Though visitor numbers have been between five and 7.7 million since 1980, the Oktoberfest wasn’t always so fashionable, remembers Andi Kohl, who was born and brought up in Munich.

Kohl, 46, who owns a nanotech firm, visits the “Wiesn” (the local name for the Oktoberfest) every year – though when he was young, it didn’t have the positive reputation it enjoys today.

“In my memory”, he says, it was “associated more with ‘lager louts’ and drunkenness and fighting”.

Kohl sees a very different Wiesn today, one that is “more modern”, with “better music” and “much more international”. Back in the 1980s, he recalls, Tracht (the traditional Lederhosen trousers and Dirndl dresses) was seen as “uncool”.

It could hardly be different nowadays, with locals and even foreigners streaming into the festival in traditional and modern takes on the Bavarian attire.

Photo: DPA

Kohl’s business partner, Wayne Daniell, 47, hails from Aylesbury, Buckinghamshire in the UK, and this year he’s celebrating his 20th Wiesn.

“I love the Tracht,” he says. “It’s what keeps the modern event rooted in tradition.

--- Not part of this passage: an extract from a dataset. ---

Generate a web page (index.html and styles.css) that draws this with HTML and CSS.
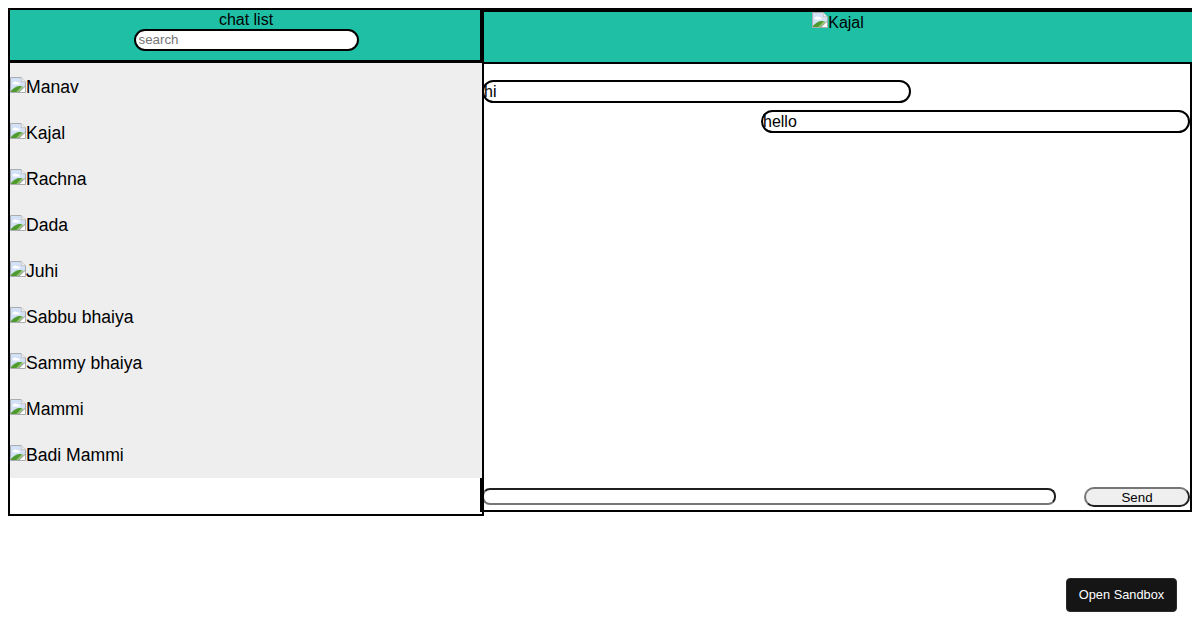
FILE: index.html
```html
<!DOCTYPE html>
<html lang="en">
<head>
<meta charset="utf-8">
<title>Chat</title>
<link rel="stylesheet" href="styles.css">
</head>
<body>
<svg class="defs" width="0" height="0" aria-hidden="true">
  <symbol id="broken" viewBox="0 0 16 16">
    <path d="M0.5 0.5H11L15.5 5V15.5H0.5Z" fill="#fff" stroke="#a9adb0"/>
    <path d="M11 0.5V5H15.5" fill="#eef0f2" stroke="#a9adb0"/>
    <path d="M1 1H10.5V5.5H15V9L8 15H1Z" fill="#d3e1f6"/>
    <path d="M2.5 6.5C3 4.4 6 4 7.2 5.3C9 5 10.2 6.2 9.6 7.4H2.8Z" fill="#fff"/>
    <path d="M1 15V14C3.5 10.5 8 8.2 12 9.2L6.5 15Z" fill="#4f9a2f"/>
    <path d="M6.5 15L12 9.2L13.5 9.8L8.5 15Z" fill="#8cc05c"/>
    <path d="M9 15L15 9.5V15Z" fill="#fff"/>
    <path d="M8.5 15.5L15.5 9" stroke="#8f9396" stroke-width="1" fill="none"/>
  </symbol>
</svg>
<main class="app">
  <aside class="side">
    <header class="side-head">
      <div class="side-title">chat list</div>
      <input class="search" type="text" placeholder="search">
    </header>
    <ul class="list">
      <li class="row"><svg class="broken" width="16" height="16"><use href="#broken"/></svg>Manav</li>
      <li class="row"><svg class="broken" width="16" height="16"><use href="#broken"/></svg>Kajal</li>
      <li class="row"><svg class="broken" width="16" height="16"><use href="#broken"/></svg>Rachna</li>
      <li class="row"><svg class="broken" width="16" height="16"><use href="#broken"/></svg>Dada</li>
      <li class="row"><svg class="broken" width="16" height="16"><use href="#broken"/></svg>Juhi</li>
      <li class="row"><svg class="broken" width="16" height="16"><use href="#broken"/></svg>Sabbu bhaiya</li>
      <li class="row"><svg class="broken" width="16" height="16"><use href="#broken"/></svg>Sammy bhaiya</li>
      <li class="row"><svg class="broken" width="16" height="16"><use href="#broken"/></svg>Mammi</li>
      <li class="row"><svg class="broken" width="16" height="16"><use href="#broken"/></svg>Badi Mammi</li>
    </ul>
  </aside>
  <section class="chat">
    <header class="chat-head"><svg class="broken" width="16" height="16"><use href="#broken"/></svg>Kajal</header>
    <div class="messages">
      <div class="bubble">hi</div>
      <div class="bubble mine">hello</div>
    </div>
    <form class="composer">
      <input class="message-input" type="text">
      <button class="send" type="button">Send</button>
    </form>
  </section>
</main>
<button class="sandbox" type="button">Open Sandbox</button>
</body>
</html>
```

FILE: styles.css
```css
html, body {
  background: #fff;
}
body {
  margin: 8px;
  font-family: "Liberation Sans", Arial, sans-serif;
  font-size: 16px;
  color: #000;
}
.defs {
  position: absolute;
}
.app {
  display: flex;
  align-items: flex-start;
}
.side {
  position: relative;
  flex: 0 0 476px;
  box-sizing: border-box;
  height: 508px;
  border: 2px solid #000;
}
.side-head {
  box-sizing: border-box;
  height: 53px;
  padding-left: 2px;
  background: #1fbfa5;
  border-right: 2px solid #000;
  border-bottom: 3px solid #000;
  text-align: center;
}
.side-title {
  height: 19px;
  line-height: 20px;
}
.search {
  display: block;
  box-sizing: border-box;
  width: 225px;
  height: 22px;
  margin: 0 auto;
  padding: 0 3px 2px;
  border: 2px solid #000;
  border-radius: 11px;
  background: #fff;
  font-family: inherit;
  font-size: 13.33px;
  outline: none;
}
.search::placeholder {
  color: #757575;
}
.list {
  list-style: none;
  margin: 0;
  padding: 1px 0 0;
  height: 415px;
  box-sizing: border-box;
  background: #eee;
}
.row {
  box-sizing: border-box;
  height: 46px;
  padding-top: 13px;
  font-size: 17.6px;
  line-height: 20px;
}
.broken {
  display: inline-block;
  vertical-align: baseline;
}
.chat {
  display: flex;
  flex-direction: column;
  flex: 0 0 712px;
  box-sizing: border-box;
  height: 504px;
  margin-left: -4px;
  border: 2px solid #000;
}
.chat-head {
  flex: none;
  box-sizing: content-box;
  width: 100%;
  height: 50px;
  border: 2px solid #000;
  background: #1fbfa5;
  text-align: center;
  line-height: 18px;
}
.messages {
  flex: 1;
  display: flex;
  flex-direction: column;
  gap: 7px;
  padding-top: 16px;
}
.bubble {
  box-sizing: border-box;
  width: 429px;
  height: 23px;
  border: 2px solid #000;
  border-radius: 12px;
  line-height: 19px;
}
.mine {
  margin-left: auto;
}
.composer {
  display: flex;
  align-items: center;
  justify-content: space-between;
  margin: 0;
  padding-bottom: 3px;
}
.message-input {
  box-sizing: border-box;
  width: 574px;
  height: 17px;
  margin-bottom: 2px;
  padding: 0;
  border: 2px solid;
  border-color: #1f1f1f #1f1f1f #767676 #767676;
  border-radius: 8px;
  background: #fff;
  outline: none;
}
.send {
  box-sizing: border-box;
  width: 106px;
  height: 20px;
  padding: 1px 0 0;
  border: 2px solid;
  border-color: #767676 #1f1f1f #1f1f1f #767676;
  border-radius: 10px;
  background: #efefef;
  color: #000;
  font-family: inherit;
  font-size: 13.33px;
  line-height: 16px;
}
.sandbox {
  position: fixed;
  right: 23px;
  bottom: 18px;
  box-sizing: border-box;
  width: 111px;
  height: 34px;
  padding: 0 0 2px;
  border: 1px solid #2a2a2a;
  border-radius: 4px;
  background: #151515;
  color: #fff;
  font-family: "Liberation Sans", Arial, sans-serif;
  font-size: 12.8px;
}
```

It reminds people of the history and the culture here in Bavaria.” And has the festival changed in the past two decades? It seems to have changed a “fair bit”, Daniell says, with “more people, more stalls, more rides, more hype”.

There was a dip in visitor numbers in 2016, likely due to terrorist-related security concerns. This year (despite what the far-right AfD says), visitor numbers are again good, with most people largely unworried about safety issues.

Kohl says that he “doesn’t think about security”, though he has “friends who’ve stopped coming out of fear”.

Despite extra security, such as baggage checks, the overwhelming response from visitors seems to be: “It’s a pain, it’s necessary, now let’s enjoy ourselves.”

“Enjoying himself” is certainly a reason Matthew Johnson flew in to the festival from the US. He saved up for more than six months to be able to afford the trip to the “world’s biggest beer fest”.

In a cavernous tent, a huge crowd roars him on as he downs a litre of beer in one go. The roars of approval are deafening, and he’s determined to return next year.

Grace Tan and Katherine Yam Yam from the Philippines are on their first visit, and they’ve brought their parents to celebrate their father’s 60th-birthday - he’s kitted out in fabulous-looking Lederhosen.

Photo: DPA

Similarly enthused is Israeli Gregory Dubinsky, here on a stag trip. For Dubinsky, a special forces trainer from Tel Aviv, it’s his first visit and it’s beyond his expectations.

“We’d heard it’s crazy,” he says, “but the size of the tents, the fantastic clothes... and I didn’t think there’d be all those traditional songs. Everyone’s drinking, but they’re also happy and calm.”

Though the overwhelming feeling is positive, there are some local reservations about the modern Wiesn. Clad in Lederhosen, Munich-born Fabian Michnick, 25, works in a craft brewery in Giesing, and gently suggests the Oktoberfest is nowadays too touristy and it shouldn’t get any bigger.

“Some friends no longer come because it’s just too big,” says his drinking partner, Patrick Hofreiter, 26, a carpenter from the city.

Many locals, such as Katherine Beckel, 41, a film production coordinator from Munich, agree.

“The Wiesn,” says Beckel, dressed in beautiful, traditional Dirndl, is a “profit machine”.

Little wonder: in 1981 6.2 million visitors sank 4.2 million litres of beer – jump forward to 2014, and 6.3 million visitors drank 7.7 million litres. The modern-day festival is estimated to be worth around a billion euros.

Every year, there are public discussions by festival authorities and partners about the prices, plus increasingly about ethical and sustainability issues, such as the availability of organic food, for example.

Beckel sounds a familiar refrain that “everything is nowadays too expensive” and “with such very high prices it would be at least nice to know where your roast chicken comes from.”

Rising prices, packed tents, crowded public transport and security might be ongoing challenges. Visitors, however, continue to come in their millions – enticed by beer, Tracht, fairground rides, music, spectacular-looking beer tents and, of course, the special Oktoberfest party atmosphere.